*Objective:*
Reproduce verbatim the lines up to and including the one with "import React from", starting from the first.

.....

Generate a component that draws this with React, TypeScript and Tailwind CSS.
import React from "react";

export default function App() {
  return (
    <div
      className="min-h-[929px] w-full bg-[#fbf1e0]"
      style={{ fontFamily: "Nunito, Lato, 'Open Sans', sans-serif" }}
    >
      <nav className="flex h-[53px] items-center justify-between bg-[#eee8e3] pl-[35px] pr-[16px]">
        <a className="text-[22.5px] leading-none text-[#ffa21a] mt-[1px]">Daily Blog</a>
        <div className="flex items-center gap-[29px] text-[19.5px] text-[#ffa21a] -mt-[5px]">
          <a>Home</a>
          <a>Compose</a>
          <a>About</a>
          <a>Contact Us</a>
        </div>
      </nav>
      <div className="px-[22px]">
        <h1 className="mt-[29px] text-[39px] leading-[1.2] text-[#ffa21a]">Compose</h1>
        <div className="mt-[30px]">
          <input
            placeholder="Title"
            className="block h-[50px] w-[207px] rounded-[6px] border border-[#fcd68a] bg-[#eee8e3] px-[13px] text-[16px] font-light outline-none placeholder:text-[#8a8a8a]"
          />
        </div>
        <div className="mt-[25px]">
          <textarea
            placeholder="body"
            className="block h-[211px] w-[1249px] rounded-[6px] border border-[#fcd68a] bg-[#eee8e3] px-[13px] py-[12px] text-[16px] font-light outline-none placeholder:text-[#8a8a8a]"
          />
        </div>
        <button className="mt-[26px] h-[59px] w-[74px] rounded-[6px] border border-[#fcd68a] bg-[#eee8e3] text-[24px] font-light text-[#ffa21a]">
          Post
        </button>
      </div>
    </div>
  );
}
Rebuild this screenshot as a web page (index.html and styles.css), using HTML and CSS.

.....

*Answer to the problem:*
Generate a component that draws this with React, TypeScript and Tailwind CSS.
import React from "react";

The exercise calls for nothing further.